THE TASK: Reproduce every line in the listing that contains the word "image".

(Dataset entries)
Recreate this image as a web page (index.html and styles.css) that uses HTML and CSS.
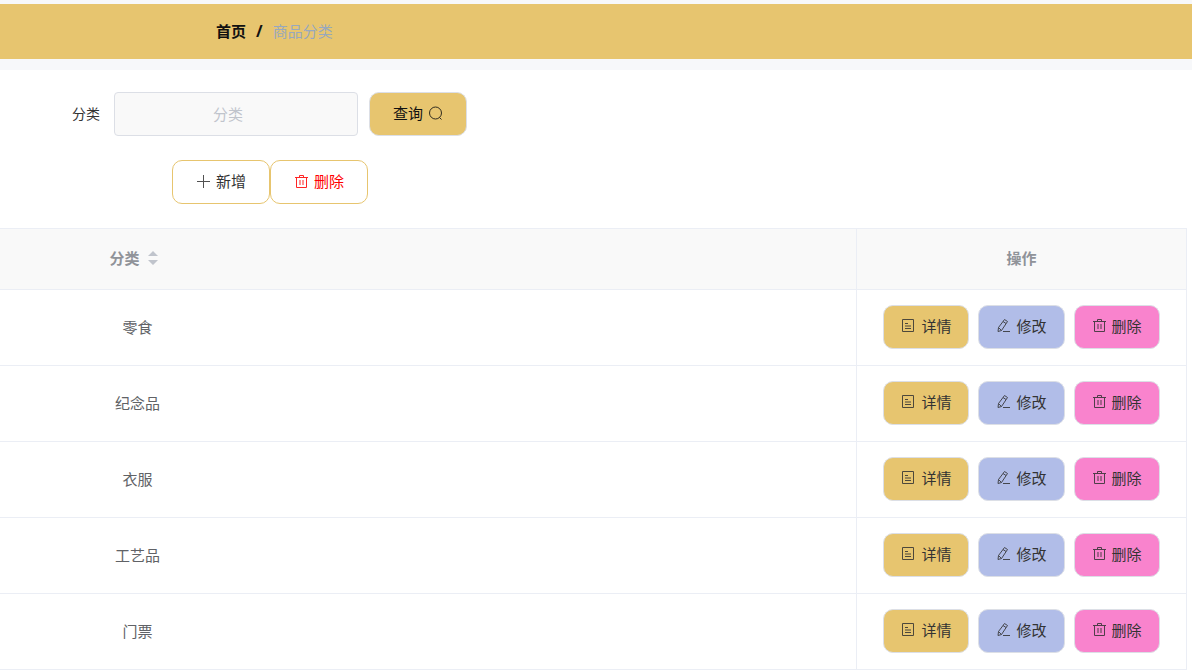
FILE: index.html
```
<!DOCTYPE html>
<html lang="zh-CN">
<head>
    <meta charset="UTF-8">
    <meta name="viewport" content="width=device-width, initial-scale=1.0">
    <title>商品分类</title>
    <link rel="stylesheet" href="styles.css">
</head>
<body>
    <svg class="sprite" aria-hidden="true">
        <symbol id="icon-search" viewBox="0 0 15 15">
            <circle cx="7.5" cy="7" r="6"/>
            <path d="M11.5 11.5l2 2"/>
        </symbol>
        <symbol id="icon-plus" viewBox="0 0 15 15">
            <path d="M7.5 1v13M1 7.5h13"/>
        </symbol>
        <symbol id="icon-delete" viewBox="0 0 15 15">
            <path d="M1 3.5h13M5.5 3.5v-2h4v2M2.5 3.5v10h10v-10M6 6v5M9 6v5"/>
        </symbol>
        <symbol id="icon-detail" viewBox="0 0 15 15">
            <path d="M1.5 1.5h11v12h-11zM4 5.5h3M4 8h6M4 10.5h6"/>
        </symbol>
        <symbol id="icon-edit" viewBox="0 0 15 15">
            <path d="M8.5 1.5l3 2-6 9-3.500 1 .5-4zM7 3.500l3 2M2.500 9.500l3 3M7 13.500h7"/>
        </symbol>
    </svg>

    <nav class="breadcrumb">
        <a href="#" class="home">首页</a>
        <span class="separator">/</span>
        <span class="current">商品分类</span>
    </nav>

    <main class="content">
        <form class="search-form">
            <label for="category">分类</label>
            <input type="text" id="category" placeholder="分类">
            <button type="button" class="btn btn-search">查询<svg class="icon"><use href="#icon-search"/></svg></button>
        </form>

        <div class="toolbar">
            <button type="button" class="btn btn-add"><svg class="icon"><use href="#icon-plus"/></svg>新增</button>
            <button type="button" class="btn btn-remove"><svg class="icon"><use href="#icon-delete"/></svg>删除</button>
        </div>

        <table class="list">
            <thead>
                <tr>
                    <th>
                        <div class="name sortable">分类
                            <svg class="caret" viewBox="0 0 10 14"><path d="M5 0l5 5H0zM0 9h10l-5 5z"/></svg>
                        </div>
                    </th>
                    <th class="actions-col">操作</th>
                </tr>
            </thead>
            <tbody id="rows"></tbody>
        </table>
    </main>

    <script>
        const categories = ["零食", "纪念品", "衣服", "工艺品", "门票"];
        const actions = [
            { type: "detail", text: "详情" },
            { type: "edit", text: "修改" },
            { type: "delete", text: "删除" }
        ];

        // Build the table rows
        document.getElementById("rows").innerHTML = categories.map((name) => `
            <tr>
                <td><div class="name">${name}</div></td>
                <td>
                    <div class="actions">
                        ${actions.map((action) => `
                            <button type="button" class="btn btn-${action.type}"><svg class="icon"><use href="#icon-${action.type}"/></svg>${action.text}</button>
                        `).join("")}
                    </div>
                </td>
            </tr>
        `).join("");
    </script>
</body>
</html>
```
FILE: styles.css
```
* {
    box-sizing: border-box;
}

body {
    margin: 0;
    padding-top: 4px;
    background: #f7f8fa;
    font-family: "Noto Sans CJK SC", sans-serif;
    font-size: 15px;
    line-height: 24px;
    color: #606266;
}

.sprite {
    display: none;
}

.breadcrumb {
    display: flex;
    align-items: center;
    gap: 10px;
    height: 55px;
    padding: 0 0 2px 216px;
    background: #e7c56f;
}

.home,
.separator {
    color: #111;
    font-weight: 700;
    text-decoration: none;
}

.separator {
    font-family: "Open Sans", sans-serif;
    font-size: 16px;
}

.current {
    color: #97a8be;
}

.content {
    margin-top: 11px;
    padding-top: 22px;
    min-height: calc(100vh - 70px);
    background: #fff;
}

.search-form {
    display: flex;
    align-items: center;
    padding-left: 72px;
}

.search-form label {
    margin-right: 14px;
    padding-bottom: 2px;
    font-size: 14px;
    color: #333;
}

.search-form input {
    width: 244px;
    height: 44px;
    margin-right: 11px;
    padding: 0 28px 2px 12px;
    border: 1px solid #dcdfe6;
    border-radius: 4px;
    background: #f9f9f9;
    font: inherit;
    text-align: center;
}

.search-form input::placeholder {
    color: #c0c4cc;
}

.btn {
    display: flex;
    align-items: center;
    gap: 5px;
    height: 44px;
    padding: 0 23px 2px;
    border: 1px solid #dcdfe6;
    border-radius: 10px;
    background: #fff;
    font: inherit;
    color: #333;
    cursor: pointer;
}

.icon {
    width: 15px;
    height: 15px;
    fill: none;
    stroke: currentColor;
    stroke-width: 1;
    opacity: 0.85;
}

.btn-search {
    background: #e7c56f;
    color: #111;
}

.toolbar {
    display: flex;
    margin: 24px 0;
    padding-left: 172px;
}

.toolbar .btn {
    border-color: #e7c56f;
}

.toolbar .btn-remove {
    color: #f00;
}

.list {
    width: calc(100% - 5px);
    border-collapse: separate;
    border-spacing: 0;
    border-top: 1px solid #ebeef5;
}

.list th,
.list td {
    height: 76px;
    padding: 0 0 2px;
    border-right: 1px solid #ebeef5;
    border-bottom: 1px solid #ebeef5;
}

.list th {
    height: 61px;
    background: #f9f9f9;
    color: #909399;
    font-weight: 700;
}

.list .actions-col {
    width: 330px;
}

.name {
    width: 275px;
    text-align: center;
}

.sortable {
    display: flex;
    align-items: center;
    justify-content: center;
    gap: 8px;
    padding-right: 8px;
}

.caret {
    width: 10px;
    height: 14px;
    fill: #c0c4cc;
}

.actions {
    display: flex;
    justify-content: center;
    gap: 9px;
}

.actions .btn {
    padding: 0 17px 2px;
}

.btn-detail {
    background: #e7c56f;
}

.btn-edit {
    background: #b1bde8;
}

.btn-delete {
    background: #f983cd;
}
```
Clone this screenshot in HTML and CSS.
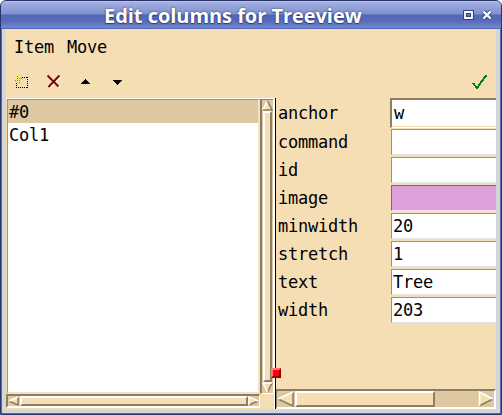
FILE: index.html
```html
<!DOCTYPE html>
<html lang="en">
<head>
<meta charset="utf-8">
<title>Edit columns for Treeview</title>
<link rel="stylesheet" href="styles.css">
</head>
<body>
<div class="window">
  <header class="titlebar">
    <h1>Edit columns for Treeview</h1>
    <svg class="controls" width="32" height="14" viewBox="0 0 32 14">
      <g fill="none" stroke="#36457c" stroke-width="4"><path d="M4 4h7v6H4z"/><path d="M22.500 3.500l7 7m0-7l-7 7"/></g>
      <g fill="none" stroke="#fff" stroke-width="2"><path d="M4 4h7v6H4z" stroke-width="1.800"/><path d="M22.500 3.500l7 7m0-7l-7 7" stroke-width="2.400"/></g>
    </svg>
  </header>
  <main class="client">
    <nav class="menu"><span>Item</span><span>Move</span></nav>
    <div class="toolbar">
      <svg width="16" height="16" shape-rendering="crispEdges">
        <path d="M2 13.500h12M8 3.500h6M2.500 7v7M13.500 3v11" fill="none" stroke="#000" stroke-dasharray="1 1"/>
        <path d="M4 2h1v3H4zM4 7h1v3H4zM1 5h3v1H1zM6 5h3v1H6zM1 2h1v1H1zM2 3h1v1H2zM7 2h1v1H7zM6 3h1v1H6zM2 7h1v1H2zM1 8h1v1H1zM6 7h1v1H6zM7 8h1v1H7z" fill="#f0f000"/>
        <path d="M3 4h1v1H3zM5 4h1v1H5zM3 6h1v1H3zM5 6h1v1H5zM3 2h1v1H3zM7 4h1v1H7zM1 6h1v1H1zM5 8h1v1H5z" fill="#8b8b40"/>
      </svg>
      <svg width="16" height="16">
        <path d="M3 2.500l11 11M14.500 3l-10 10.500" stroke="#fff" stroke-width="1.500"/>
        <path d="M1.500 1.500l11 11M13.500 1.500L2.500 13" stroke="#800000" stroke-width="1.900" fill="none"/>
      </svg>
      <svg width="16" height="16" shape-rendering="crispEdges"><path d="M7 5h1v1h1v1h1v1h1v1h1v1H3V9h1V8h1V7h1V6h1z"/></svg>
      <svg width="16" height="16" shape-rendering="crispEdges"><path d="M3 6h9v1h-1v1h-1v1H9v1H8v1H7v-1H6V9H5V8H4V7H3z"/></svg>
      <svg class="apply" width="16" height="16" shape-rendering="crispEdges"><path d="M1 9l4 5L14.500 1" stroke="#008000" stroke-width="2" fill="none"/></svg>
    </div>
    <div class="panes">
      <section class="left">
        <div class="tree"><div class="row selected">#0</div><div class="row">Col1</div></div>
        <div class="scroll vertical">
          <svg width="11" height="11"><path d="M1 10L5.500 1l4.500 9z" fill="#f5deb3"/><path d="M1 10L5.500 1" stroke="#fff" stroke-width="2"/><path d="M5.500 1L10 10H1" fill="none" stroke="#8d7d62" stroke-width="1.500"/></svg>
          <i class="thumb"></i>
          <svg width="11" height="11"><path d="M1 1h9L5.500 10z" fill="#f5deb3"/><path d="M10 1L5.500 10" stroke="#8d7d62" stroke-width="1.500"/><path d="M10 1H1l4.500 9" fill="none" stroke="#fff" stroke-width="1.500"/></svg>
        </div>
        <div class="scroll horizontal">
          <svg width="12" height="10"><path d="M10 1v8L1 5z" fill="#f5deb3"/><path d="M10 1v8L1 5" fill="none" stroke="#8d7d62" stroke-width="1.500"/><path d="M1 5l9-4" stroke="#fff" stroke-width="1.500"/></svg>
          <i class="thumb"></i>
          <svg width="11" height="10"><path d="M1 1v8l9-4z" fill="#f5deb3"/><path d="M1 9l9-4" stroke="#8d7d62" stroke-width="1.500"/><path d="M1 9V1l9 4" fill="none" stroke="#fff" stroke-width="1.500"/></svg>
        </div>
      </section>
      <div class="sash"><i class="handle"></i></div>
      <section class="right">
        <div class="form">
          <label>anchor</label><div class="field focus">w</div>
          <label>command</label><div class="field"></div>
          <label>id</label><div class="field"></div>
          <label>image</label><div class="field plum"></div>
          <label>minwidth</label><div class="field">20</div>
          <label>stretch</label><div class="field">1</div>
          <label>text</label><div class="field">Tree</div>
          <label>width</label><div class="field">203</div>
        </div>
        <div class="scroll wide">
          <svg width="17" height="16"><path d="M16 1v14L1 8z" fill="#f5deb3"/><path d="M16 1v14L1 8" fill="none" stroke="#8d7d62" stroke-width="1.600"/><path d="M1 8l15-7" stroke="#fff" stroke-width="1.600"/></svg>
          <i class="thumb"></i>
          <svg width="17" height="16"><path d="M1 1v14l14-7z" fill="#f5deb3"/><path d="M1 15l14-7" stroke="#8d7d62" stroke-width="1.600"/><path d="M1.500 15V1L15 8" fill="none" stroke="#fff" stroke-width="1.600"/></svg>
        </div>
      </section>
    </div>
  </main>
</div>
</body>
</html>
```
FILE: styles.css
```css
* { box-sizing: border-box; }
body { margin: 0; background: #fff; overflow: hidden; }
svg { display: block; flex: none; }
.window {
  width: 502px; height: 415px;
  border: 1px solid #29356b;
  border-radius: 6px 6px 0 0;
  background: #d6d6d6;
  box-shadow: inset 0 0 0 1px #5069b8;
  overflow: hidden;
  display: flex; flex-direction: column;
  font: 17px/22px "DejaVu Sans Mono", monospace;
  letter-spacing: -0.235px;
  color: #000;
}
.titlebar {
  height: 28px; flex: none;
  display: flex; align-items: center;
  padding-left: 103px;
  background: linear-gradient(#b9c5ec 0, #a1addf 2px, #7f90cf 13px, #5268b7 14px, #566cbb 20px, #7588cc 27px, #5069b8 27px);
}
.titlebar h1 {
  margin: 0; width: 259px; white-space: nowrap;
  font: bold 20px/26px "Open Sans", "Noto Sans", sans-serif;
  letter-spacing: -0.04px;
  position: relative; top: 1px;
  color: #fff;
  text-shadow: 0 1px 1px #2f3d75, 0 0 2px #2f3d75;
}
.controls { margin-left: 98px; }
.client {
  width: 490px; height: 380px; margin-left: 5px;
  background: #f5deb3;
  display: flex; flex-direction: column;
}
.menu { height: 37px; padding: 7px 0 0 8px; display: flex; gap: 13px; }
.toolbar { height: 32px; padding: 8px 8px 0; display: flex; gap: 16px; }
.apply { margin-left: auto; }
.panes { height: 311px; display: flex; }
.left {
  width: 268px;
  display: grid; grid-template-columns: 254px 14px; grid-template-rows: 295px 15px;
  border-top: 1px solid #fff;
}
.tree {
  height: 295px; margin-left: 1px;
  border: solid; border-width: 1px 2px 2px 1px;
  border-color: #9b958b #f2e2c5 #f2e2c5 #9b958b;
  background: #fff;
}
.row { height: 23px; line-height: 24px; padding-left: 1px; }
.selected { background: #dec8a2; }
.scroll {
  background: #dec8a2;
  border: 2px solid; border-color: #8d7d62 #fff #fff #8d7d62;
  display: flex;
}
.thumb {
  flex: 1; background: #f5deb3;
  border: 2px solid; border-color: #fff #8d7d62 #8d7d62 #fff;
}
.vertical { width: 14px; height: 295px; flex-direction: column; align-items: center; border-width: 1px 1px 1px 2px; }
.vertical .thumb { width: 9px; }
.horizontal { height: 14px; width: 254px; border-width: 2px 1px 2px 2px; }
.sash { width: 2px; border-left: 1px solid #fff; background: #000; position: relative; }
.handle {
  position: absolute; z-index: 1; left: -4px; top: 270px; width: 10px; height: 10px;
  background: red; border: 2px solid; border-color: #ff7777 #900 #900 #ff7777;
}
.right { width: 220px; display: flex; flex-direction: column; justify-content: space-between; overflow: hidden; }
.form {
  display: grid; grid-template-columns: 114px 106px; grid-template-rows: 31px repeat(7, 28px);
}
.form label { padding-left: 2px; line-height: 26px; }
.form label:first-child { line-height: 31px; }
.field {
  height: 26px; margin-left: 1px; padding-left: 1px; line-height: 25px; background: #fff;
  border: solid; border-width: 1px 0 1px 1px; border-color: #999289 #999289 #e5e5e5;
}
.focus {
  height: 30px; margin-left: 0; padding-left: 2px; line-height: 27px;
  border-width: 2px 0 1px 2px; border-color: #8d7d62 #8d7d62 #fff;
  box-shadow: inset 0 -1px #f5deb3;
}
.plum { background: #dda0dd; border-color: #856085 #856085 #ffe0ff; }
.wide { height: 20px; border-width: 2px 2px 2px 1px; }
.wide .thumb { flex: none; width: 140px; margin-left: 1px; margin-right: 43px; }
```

EXERCISE RESPONSE:
Recreate this image as a web page (index.html and styles.css) that uses HTML and CSS.
          <label>image</label><div class="field plum"></div>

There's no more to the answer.